“New York, New York…”

Chissà cosa avrà pensato il toscano Giovanni da Verrazzano quando, nel 1524, attraccò nella baia della futura New York, precisamente nel canale fra Staten Island e Long Island. Forse un “Maremma qualcosa” gli sarà scappato, così tanto per. Chissà se avrebbe mai immaginato che quella baia alla foce dell’Hudson, abitata da indigeni Lenape, sarebbe diventata uno dei luoghi più famosi al mondo, almeno negli ultimi 100 anni.

Luogo tanto fisico, quanto immaginario. Molti ci sono passati, molti ci vivono, ma ancor di più ne parlano come se fosse casa loro. Anche per questo dovrebbe essere strano essere un newyorchese 100%. Vivi in una città perennemente al centro dell’attenzione mondiale, talmente esposta che se esci in mutande dal terrazzo a Brooklyn, il giorno dopo ti ritrovi sul Time in un servizio sul degrado che avanza. Però, a bene vedere un paio di lati positivi (in verità i lati sono talmente tanti che non basterebbe questa recensione, per cui sorvolo) ci sono, soprattutto se ti piace la musica.

Puoi tipo suonare quello che vuoi, e qualcuno ti cagherà. Puoi andare a berti una birra al Cake Shop a Ludlow Street, e beccarti Jay Reatard, prima che decida di tirare le cuoia. E può pure capitare di incontrare Kid Millions degli Oneida, mentre vai a comprare il giornale e chiedergli di suonare la batteria nel tuo prossimo disco.
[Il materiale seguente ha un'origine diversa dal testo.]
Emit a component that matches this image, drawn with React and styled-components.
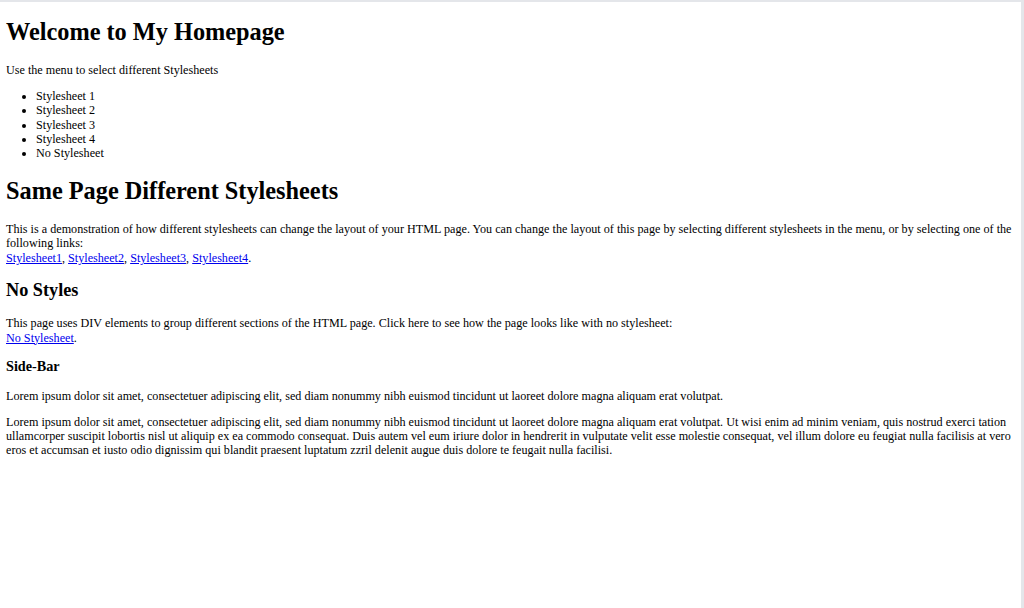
import React from 'react';
import styled, { createGlobalStyle } from 'styled-components';

const GlobalStyle = createGlobalStyle`
  html, body {
    margin: 0;
    padding: 0;
    background: #e4e6ea;
  }
`;

const Frame = styled.div`
  box-sizing: border-box;
  height: 606px;
  margin-top: 2px;
  margin-right: 3px;
  background: #fff;
  overflow: hidden;
`;

const Page = styled.div`
  padding: 0.05px 6px;
  font-family: 'Liberation Serif', 'Times New Roman', serif;
  font-size: 12.15px;
  line-height: 1.19;
  color: #000;
`;

const Title = styled.h1`
  font-size: 2em;
  font-weight: bold;
  margin: 0.66em 0;
`;

const Heading = styled.h2`
  font-size: 1.5em;
  font-weight: bold;
  margin: 0.8em 0;
`;

const SubHeading = styled.h3`
  font-size: 1.17em;
  font-weight: bold;
  margin: 0.95em 0;
`;

const Text = styled.p`
  margin: 0.92em 0;
`;

const Menu = styled.ul`
  margin: 0.92em 0;
  padding-left: 30px;
  list-style: disc;
`;

const MenuItem = styled.li``;

const TextLink = styled.a`
  color: #0000ee;
  text-decoration: underline;
`;

const sheets = ['Stylesheet1', 'Stylesheet2', 'Stylesheet3', 'Stylesheet4'];

const lorem =
  'Lorem ipsum dolor sit amet, consectetuer adipiscing elit, sed diam nonummy nibh euismod tincidunt ut laoreet dolore magna aliquam erat volutpat.';

export default function App() {
  return (
    <>
      <GlobalStyle />
      <Frame>
        <Page>
          <Title>Welcome to My Homepage</Title>
          <Text>Use the menu to select different Stylesheets</Text>
          <Menu>
            <MenuItem>Stylesheet 1</MenuItem>
            <MenuItem>Stylesheet 2</MenuItem>
            <MenuItem>Stylesheet 3</MenuItem>
            <MenuItem>Stylesheet 4</MenuItem>
            <MenuItem>No Stylesheet</MenuItem>
          </Menu>

          <Title>Same Page Different Stylesheets</Title>
          <Text>
            This is a demonstration of how different stylesheets can change the layout of your HTML
            page. You can change the layout of this page by selecting different stylesheets in the
            menu, or by selecting one of the following links:
            <br />
            {sheets.map((name, i) => (
              <React.Fragment key={name}>
                <TextLink href="#">{name}</TextLink>
                {i < sheets.length - 1 ? ', ' : '.'}
              </React.Fragment>
            ))}
          </Text>

          <Heading>No Styles</Heading>
          <Text>
            This page uses DIV elements to group different sections of the HTML page. Click here to
            see how the page looks like with no stylesheet:
            <br />
            <TextLink href="#">No Stylesheet</TextLink>.
          </Text>

          <SubHeading>Side-Bar</SubHeading>
          <Text>{lorem}</Text>
          <Text>
            {lorem} Ut wisi enim ad minim veniam, quis nostrud exerci tation ullamcorper suscipit
            lobortis nisl ut aliquip ex ea commodo consequat. Duis autem vel eum iriure dolor in
            hendrerit in vulputate velit esse molestie consequat, vel illum dolore eu feugiat nulla
            facilisis at vero eros et accumsan et iusto odio dignissim qui blandit praesent luptatum
            zzril delenit augue duis dolore te feugait nulla facilisi.
          </Text>
        </Page>
      </Frame>
    </>
  );
}
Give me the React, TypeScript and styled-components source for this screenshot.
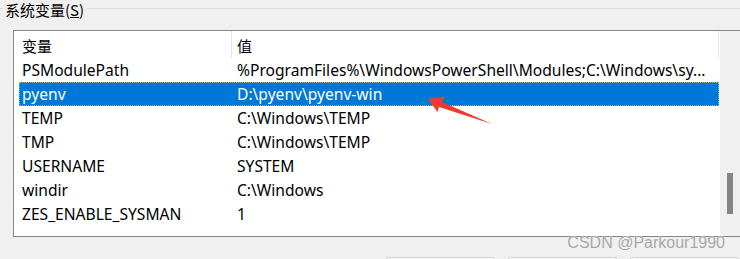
import React from "react";
import styled, { createGlobalStyle } from "styled-components";

const Global = createGlobalStyle`
  html, body { margin: 0; padding: 0; background: #f0f0f0; }
  body { font-family: "Noto Sans", "Noto Sans CJK SC", sans-serif; }
`;

const Page = styled.div`
  position: relative;
  width: 740px;
  height: 259px;
  overflow: hidden;
  background: #f0f0f0;
  font-family: "Noto Sans", "Noto Sans CJK SC", sans-serif;
  font-size: 15.6px;
  color: #000;
`;

const GroupHeader = styled.div`
  display: flex;
  align-items: flex-start;
  height: 16px;
`;

const GroupTick = styled.div`
  width: 3px;
  margin-top: 8px;
  border-top: 1px solid #dcdcdc;
`;

const GroupLabel = styled.div`
  padding: 2px 3px 0 2px;
  font-family: "Noto Sans CJK SC", sans-serif;
  font-size: 15px;
  line-height: 16px;
  height: 18px;
  u { text-underline-offset: 1px; }
`;

const GroupLine = styled.div`
  flex: 1;
  margin-top: 8px;
  border-top: 1px solid #dcdcdc;
`;

const ListBox = styled.div`
  display: flex;
  margin: 14px 0 0 13px;
  height: 205px;
  border: 1px solid #828790;
  border-right: none;
  background: #fff;
`;

const ListContent = styled.div`
  width: 706px;
  display: flex;
  flex-direction: column;
`;

const HeaderRow = styled.div`
  display: flex;
  height: 27px;
  padding-left: 5px;
  align-items: stretch;
`;

const HeaderCell = styled.div<{ $w: number; $pad: number }>`
  box-sizing: border-box;
  width: ${(p) => p.$w}px;
  padding-left: ${(p) => p.$pad}px;
  display: flex;
  align-items: center;
  border-right: 1px solid #e5e5e5;
  font-family: "Noto Sans CJK SC", sans-serif;
  font-size: 15px;
  padding-top: 1px;
`;

const Row = styled.div<{ $selected?: boolean }>`
  box-sizing: border-box;
  display: flex;
  height: 24px;
  width: 700px;
  margin-left: 5px;
  align-items: center;
  background: ${(p) => (p.$selected ? "#0078d7" : "transparent")};
  color: ${(p) => (p.$selected ? "#fff" : "#000")};
  outline: ${(p) => (p.$selected ? "1px dotted #f0a030" : "none")};
  outline-offset: -1px;
  white-space: nowrap;
`;

const Cell = styled.div<{ $w?: number; $pad: number }>`
  box-sizing: border-box;
  ${(p) => (p.$w ? `width: ${p.$w}px;` : "flex: 1;")}
  padding-left: ${(p) => p.$pad}px;
  overflow: hidden;
`;

const ScrollTrack = styled.div`
  width: 20px;
  display: flex;
  flex-direction: column;
  background: #f0f0f0;
  padding-top: 142px;
  box-sizing: border-box;
`;

const ScrollThumb = styled.div`
  width: 6px;
  height: 41px;
  margin-left: 7px;
  background: #858585;
`;

const Footer = styled.div`
  display: flex;
  justify-content: flex-end;
  gap: 11px;
  margin-top: 20px;
`;

const Button = styled.div`
  box-sizing: border-box;
  width: 111px;
  height: 26px;
  border: 1px solid #d0d0d0;
  border-radius: 4px;
  background: #fdfdfd;
  flex-shrink: 0;
`;

const Watermark = styled.div`
  position: absolute;
  right: 15px;
  top: 234px;
  font-family: "Liberation Sans", Arial, sans-serif;
  font-size: 16px;
  color: #a6a6a6;
  text-shadow: 0 0 1px #fff;
  white-space: nowrap;
`;

const Arrow = styled.svg`
  position: absolute;
  left: 0;
  top: 0;
  pointer-events: none;
`;

const rows = [
  { name: "PSModulePath", value: "%ProgramFiles%\\WindowsPowerShell\\Modules;C:\\Windows\\sy..." },
  { name: "pyenv", value: "D:\\pyenv\\pyenv-win", selected: true },
  { name: "TEMP", value: "C:\\Windows\\TEMP" },
  { name: "TMP", value: "C:\\Windows\\TEMP" },
  { name: "USERNAME", value: "SYSTEM" },
  { name: "windir", value: "C:\\Windows" },
  { name: "ZES_ENABLE_SYSMAN", value: "1" },
];

export default function App() {
  return (
    <Page>
      <Global />
      <GroupHeader>
        <GroupTick />
        <GroupLabel>
          系统变量(<u>S</u>)
        </GroupLabel>
        <GroupLine />
      </GroupHeader>
      <ListBox>
        <ListContent>
          <HeaderRow>
            <HeaderCell $w={213} $pad={3}>变量</HeaderCell>
            <HeaderCell $w={487} $pad={5}>值</HeaderCell>
          </HeaderRow>
          {rows.map((r) => (
            <Row key={r.name} $selected={r.selected}>
              <Cell $w={213} $pad={3}>{r.name}</Cell>
              <Cell $pad={5}>{r.value}</Cell>
            </Row>
          ))}
        </ListContent>
        <ScrollTrack>
          <ScrollThumb />
        </ScrollTrack>
      </ListBox>
      <Footer>
        <Button />
        <Button />
        <Button />
      </Footer>
      <Watermark>CSDN @Parkour1990</Watermark>
      <Arrow width="740" height="259" viewBox="0 0 740 259">
        <polygon
          points="428,99 445,96.5 442,102 492,124 439,107 437.5,112"
          fill="#f23a2c"
        />
      </Arrow>
    </Page>
  );
}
Non so se sia andata così, ma fatto sta che il robobatterista suddetto si ritrova a schivare folate cosmiche hawkwindiane nell’ultima fatica dei concittadini White Hills (venuti alla micro ribalta nel 2007 con l’ottimo “Heads On Fire”). Navigatori del fiume carsico della psichedelia heavy di inizio millennio, i White Hills mettono finalmente a fuoco idee e soluzioni dei precedenti dischi, forgiando un sound monolitico e al contempo rarefatto, coniugando passione per la reiterazione mantrica dei riff, fra Loop e Hawkwind (“Three Quarters”, “Dead”), visioni mistico-cosmiche di scuola Tangerine Dream (“Glacial”), rarefatti blues lasciati a galleggiare nello spazio che intercorre fra Ash Ra Tempel e Guru Guru (“Counting Sevens”) fino a centrifugare quasi perfettamente i suddetti ingredienti nelle lunghe “Let The Right One In” e “Polvere di Stelle”.

Sono aperte le scommesse sui prossimi incroci newyorchesi impossibili, propongo Vampire Weekend e Kiss. Nel mentre esco in giardino e mollo una scoreggia, tanto al massimo mi sente solo la vicina.